─── DATA PROVIDED ───

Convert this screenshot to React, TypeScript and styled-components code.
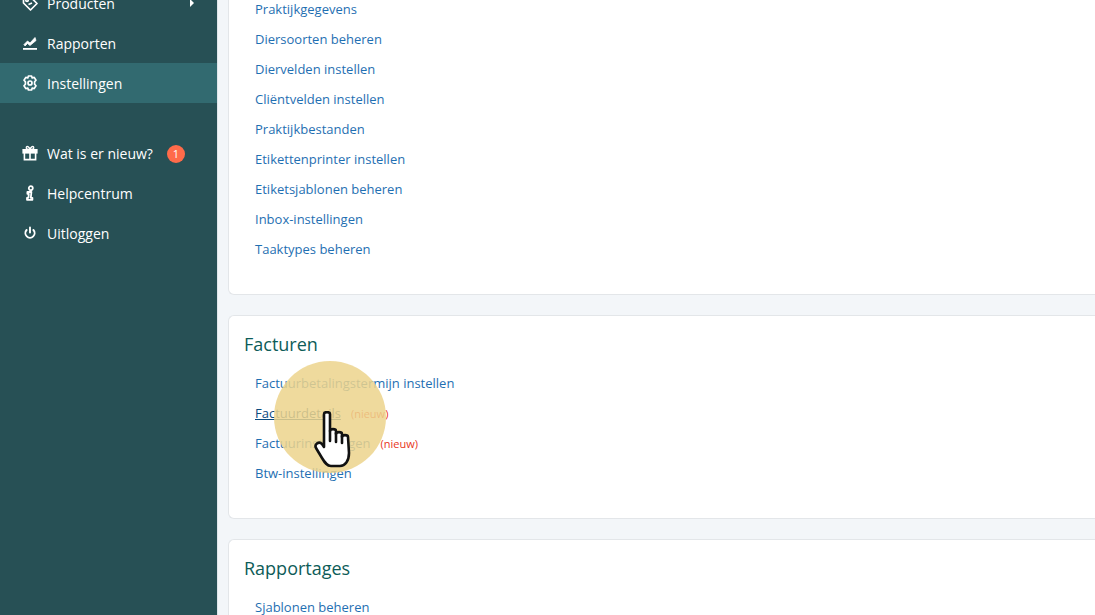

───
─── DATA PROVIDED ───

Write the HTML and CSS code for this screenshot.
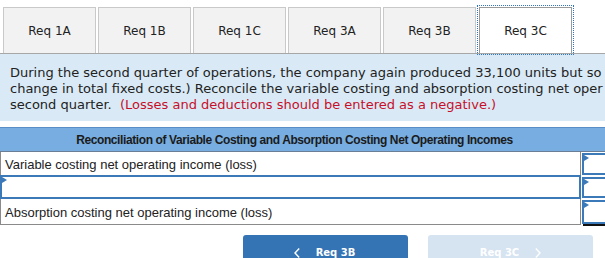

───
─── DATA PROVIDED ───

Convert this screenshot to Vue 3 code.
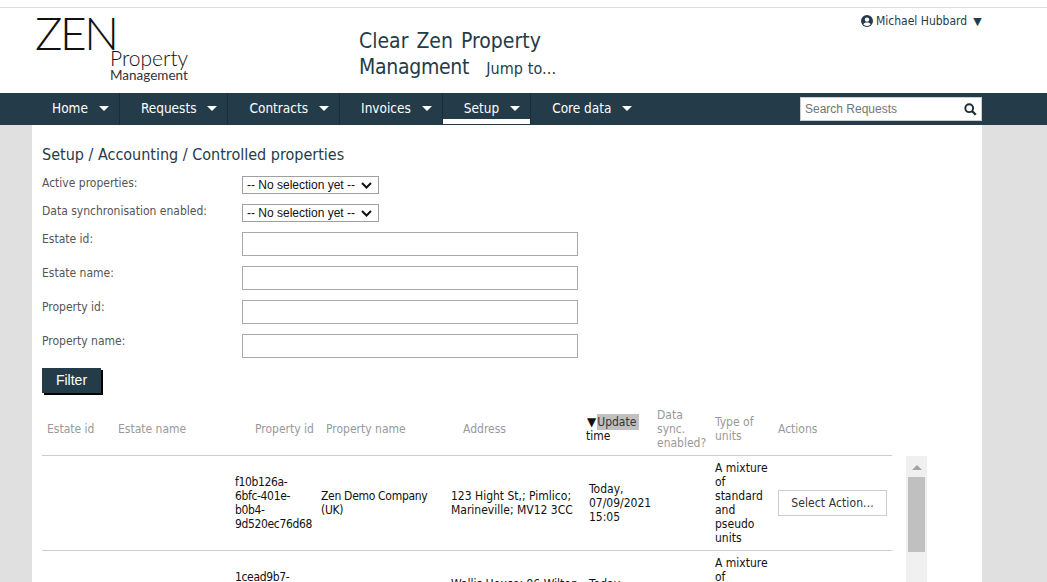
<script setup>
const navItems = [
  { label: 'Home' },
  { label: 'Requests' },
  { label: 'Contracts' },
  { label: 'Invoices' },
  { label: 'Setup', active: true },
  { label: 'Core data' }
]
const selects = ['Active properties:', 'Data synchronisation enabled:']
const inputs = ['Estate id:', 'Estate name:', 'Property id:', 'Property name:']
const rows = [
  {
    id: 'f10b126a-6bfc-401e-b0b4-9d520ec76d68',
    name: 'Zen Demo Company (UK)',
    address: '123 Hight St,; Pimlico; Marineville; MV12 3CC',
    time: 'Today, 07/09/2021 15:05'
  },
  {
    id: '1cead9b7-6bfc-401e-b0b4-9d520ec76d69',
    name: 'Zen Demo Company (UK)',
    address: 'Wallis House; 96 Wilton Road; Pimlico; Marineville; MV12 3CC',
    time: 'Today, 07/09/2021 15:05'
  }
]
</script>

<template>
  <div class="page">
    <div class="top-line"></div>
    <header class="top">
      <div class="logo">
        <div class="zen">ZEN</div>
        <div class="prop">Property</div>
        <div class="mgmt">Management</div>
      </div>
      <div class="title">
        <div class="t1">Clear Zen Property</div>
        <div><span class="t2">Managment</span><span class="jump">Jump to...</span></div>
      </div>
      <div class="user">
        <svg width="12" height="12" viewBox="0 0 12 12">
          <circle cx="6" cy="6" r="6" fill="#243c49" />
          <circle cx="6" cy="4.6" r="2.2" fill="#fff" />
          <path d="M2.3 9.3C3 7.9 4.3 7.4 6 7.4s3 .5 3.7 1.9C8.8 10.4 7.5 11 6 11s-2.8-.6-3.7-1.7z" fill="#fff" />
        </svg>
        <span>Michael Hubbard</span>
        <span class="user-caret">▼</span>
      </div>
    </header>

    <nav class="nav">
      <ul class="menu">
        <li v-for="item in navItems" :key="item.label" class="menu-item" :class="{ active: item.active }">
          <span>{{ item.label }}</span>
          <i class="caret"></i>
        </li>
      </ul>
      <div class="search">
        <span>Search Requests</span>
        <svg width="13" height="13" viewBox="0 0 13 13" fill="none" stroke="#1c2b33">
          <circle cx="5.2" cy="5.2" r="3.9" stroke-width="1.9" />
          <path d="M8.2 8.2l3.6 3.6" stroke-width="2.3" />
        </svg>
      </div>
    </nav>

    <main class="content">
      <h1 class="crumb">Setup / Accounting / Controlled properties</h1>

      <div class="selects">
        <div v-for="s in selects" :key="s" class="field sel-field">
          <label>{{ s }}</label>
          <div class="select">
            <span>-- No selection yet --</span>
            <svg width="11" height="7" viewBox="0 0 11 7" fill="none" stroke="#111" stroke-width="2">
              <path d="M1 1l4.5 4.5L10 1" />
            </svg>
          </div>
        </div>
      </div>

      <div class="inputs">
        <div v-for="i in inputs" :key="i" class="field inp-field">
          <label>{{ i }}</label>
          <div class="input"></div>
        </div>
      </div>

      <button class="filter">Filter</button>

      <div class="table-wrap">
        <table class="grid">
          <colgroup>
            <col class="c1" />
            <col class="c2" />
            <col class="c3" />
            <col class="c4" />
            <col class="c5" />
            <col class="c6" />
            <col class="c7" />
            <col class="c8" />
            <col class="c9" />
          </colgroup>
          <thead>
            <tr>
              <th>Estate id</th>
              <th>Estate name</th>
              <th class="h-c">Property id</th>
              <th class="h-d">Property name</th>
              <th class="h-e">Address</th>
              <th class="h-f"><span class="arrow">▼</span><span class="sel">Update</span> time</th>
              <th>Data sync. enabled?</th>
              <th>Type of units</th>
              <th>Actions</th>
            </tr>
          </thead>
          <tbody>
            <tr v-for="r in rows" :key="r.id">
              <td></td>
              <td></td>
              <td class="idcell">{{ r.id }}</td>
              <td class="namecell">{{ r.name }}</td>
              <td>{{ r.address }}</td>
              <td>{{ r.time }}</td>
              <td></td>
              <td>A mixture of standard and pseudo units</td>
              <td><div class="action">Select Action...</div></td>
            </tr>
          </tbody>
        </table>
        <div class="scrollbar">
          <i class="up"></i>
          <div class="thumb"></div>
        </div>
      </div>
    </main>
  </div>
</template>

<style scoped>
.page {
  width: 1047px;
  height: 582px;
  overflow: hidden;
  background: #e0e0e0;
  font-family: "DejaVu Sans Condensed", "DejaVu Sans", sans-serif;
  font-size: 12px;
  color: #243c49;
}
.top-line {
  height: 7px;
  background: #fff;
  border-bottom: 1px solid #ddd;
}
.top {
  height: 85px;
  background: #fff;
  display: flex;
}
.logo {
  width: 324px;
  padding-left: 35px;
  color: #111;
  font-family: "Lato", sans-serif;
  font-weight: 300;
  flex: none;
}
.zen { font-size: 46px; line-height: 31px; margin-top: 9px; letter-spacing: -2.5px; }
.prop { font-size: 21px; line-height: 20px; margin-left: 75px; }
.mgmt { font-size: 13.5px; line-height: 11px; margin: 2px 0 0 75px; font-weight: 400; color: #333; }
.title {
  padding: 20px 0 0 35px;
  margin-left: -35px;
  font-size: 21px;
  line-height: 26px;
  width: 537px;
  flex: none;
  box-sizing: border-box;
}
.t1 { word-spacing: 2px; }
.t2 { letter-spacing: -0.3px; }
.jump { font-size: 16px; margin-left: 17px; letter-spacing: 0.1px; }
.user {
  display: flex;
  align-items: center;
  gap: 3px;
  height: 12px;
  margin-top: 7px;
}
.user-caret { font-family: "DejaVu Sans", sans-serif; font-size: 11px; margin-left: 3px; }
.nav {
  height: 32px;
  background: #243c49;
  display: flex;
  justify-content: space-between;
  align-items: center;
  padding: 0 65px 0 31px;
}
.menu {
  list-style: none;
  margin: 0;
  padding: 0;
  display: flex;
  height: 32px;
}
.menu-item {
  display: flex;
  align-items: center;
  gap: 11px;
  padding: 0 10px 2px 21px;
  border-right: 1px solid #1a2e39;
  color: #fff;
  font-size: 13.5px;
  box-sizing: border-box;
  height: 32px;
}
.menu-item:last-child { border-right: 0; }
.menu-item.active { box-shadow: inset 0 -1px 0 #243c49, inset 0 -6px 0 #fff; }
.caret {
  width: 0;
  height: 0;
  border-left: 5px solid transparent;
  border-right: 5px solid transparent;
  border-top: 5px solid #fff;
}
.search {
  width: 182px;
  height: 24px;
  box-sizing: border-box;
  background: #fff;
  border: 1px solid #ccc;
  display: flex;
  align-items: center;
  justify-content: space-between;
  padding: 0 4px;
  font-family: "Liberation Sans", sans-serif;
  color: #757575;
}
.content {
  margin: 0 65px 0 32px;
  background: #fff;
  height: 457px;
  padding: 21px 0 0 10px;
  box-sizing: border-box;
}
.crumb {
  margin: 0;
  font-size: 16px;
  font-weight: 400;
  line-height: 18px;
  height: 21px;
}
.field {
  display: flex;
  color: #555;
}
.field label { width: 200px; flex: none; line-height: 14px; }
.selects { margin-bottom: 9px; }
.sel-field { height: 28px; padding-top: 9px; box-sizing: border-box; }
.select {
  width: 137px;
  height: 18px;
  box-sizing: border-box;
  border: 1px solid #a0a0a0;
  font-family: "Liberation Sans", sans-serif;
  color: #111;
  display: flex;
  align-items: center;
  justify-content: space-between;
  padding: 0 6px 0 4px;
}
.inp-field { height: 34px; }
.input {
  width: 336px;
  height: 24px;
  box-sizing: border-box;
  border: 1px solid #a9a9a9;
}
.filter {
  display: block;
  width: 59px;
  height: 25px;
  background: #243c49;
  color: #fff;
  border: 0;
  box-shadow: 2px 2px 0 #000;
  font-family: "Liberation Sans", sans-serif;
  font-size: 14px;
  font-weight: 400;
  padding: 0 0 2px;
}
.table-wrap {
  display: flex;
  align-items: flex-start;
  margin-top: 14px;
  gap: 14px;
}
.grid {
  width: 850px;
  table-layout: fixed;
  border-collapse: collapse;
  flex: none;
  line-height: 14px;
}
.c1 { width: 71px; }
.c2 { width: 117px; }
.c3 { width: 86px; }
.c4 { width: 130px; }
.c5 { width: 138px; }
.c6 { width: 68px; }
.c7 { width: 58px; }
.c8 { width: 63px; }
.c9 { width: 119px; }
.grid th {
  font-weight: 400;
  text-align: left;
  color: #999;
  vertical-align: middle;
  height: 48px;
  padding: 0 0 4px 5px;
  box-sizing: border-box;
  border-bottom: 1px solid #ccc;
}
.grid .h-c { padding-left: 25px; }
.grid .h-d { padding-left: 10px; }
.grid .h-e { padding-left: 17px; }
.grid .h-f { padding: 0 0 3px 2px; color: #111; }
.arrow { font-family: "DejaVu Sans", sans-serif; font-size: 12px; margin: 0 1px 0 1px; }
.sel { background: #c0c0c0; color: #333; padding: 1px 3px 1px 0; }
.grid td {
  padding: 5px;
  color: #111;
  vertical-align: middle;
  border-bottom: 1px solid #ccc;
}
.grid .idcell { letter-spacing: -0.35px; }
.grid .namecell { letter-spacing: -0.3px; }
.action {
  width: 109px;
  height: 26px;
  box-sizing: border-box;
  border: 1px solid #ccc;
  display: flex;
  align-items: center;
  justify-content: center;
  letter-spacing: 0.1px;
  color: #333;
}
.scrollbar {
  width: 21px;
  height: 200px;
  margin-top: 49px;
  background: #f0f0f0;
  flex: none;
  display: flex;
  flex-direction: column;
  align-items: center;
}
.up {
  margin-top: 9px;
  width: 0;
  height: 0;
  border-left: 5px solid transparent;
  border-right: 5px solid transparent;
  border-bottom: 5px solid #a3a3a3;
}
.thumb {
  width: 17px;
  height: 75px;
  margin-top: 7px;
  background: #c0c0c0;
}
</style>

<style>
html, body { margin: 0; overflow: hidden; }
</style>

───

--- YOUR OBJECTIVE ---
Take every line that includes the string "screenshot" and copy it.

--- THE SOLUTION ---
Convert this screenshot to React, TypeScript and styled-components code.
Write the HTML and CSS code for this screenshot.
Convert this screenshot to Vue 3 code.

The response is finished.